131 N.H. 682 | N.H. | 1989
The plaintiff, the Great Bay School & Training Center, appeals from a Superior Court (Gray, J.) order denying its petition to have declared unenforceable a deed restriction giving the defendant, the Simplex Wire and Cable Company, a preemptive right to repurchase, at a discount, property it had conveyed to the plaintiffs predecessor. We affirm.
The plaintiffs predecessor, the Great Bay Association for Retarded Children (GBARC), was founded in 1954 to provide education and training for mentally retarded children and support programs for their parents. In the early 1960’s, GBARC sought to acquire property on which it could establish a permanent school, and entered into negotiations with the defendant in regard to a 7.7-acre site, containing a house and barn, adjacent to the defendant’s cable plant in Newington. Because GBARC lacked the capital to purchase desirable property on the open market, the defendant agreed in 1963 to sell its site to GBARC for $35,000, representing roughly 70% of the property’s non-commercial value of approximately $50,000. This enabled GBARC to secure 100% financing for the purchase despite the association’s weak financial condition. In 1963, the commercial value of the property was between $135,000 and $150,000.
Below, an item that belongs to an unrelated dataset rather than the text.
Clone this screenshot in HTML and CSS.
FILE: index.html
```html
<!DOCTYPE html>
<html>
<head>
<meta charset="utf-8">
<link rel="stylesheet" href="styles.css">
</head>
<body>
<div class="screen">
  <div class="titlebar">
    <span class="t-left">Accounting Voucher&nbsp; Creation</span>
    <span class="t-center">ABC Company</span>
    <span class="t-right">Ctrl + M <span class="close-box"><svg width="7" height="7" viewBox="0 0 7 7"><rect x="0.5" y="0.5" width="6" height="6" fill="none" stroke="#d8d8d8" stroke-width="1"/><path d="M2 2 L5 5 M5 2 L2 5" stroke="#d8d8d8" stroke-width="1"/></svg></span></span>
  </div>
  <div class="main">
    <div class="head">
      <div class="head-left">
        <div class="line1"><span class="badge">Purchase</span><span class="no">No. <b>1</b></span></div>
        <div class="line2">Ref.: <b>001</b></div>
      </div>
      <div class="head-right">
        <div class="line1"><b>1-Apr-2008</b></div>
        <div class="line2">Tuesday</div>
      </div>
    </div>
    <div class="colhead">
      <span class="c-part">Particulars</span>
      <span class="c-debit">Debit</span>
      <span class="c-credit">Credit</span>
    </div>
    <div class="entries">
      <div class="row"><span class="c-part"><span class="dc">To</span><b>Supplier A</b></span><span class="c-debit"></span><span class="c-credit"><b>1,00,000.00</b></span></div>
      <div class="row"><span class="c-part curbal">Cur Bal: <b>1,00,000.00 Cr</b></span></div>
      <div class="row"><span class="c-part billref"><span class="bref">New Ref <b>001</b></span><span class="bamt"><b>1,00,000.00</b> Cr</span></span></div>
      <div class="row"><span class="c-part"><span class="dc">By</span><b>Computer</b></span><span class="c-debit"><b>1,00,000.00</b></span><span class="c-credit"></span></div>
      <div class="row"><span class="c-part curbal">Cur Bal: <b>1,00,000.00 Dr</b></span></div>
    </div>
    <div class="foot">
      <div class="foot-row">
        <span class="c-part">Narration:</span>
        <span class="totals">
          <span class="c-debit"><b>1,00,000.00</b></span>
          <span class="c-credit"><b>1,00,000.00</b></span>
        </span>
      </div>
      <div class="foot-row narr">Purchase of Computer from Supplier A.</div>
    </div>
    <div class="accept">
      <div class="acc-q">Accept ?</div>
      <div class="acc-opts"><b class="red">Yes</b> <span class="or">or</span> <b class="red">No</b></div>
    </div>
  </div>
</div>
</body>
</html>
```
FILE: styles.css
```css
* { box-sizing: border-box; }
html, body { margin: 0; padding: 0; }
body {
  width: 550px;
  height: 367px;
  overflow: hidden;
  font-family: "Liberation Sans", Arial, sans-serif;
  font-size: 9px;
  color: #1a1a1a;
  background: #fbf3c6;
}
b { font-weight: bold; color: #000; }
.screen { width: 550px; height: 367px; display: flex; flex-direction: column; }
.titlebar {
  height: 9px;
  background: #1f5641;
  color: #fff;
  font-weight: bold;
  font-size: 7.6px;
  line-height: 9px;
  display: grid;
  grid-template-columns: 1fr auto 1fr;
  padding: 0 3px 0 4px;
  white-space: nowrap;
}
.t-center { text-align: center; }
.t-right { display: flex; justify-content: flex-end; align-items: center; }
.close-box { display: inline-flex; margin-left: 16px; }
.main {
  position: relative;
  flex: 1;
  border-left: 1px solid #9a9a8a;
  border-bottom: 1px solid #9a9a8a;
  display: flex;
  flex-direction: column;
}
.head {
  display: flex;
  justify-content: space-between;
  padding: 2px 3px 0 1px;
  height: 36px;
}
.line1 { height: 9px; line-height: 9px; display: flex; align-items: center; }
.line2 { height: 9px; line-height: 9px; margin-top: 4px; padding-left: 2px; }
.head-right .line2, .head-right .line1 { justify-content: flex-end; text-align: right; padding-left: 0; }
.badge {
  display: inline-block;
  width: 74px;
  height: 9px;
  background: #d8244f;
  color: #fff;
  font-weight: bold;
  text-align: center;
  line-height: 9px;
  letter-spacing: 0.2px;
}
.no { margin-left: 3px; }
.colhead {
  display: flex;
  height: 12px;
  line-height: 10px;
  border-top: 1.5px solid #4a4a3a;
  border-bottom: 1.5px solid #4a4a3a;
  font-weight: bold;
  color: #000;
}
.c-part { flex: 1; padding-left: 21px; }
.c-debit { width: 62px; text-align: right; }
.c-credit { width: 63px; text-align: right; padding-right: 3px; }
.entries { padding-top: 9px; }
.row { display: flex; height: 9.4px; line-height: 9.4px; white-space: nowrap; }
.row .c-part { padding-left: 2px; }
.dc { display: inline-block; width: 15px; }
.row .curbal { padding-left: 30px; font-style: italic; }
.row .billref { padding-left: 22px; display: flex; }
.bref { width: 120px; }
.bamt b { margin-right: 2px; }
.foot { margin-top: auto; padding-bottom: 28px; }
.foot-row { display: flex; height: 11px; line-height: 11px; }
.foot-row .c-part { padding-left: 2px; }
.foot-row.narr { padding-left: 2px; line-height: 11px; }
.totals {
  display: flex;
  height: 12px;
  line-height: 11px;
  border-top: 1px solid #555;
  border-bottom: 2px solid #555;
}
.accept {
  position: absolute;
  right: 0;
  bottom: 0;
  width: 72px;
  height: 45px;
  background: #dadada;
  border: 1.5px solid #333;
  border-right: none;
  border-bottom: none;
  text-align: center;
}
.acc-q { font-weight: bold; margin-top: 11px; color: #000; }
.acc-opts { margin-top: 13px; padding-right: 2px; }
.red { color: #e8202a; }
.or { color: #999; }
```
The deed from the defendant to GBARC barred GBARC from maintaining a nuisance action against the defendant stemming from the defendant’s industrial activities and prevented GBARC from securing additional mortgages on the property without the defendant’s approval. The deed also contained the repurchase agreement which gave rise to the present controversy:
“The Grantee, for itself, its successors and assigns, agrees that if it gives up the operation of a home, school, or other similar facility for the benefit of retarded children, either voluntarily, or involuntarily by reason of the destruction of the buildings by casualty, by reason of bankruptcy, or for any other reason, the Grantor, its successors or assigns, shall have the absolute right to re-purchase said premises
“. . . at a figure which is . . . seventy (70%) percent of the then appraised valuation of the premises for noncommercial use. . . .”
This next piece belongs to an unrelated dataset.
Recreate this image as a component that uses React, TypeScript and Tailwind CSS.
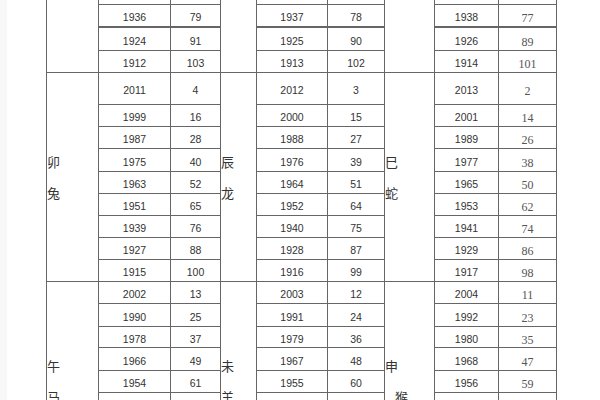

In 1979, the plaintiff sought the assistance of the United States Department of Housing and Urban Development (HUD) in building a permanent residence for mentally retarded persons on its Newington property, but HUD would not agree to finance the project unless the deed restrictions were removed. To enable the plaintiff to obtain the loan, the defendant “rescinded and declared void” the deed restrictions, and the plaintiff agreed that once HUD no longer had a security interest in the property, the property would again be subject to restrictions, including one providing that:
“. . . if [the plaintiff] gives up the operation of the Property as a group home for the developmentally disabled or other similar facility, either voluntarily, or involuntarily by reason of the destruction of the buildings by casualty, by reason of bankruptcy, or for any other reason, Simplex . . . shall have the absolute right to re-purchase said premises. . . .
“. . . at a re-purchase price ... to be seventy (70%) percent of the then appraised value of the premises for noncommercial use.”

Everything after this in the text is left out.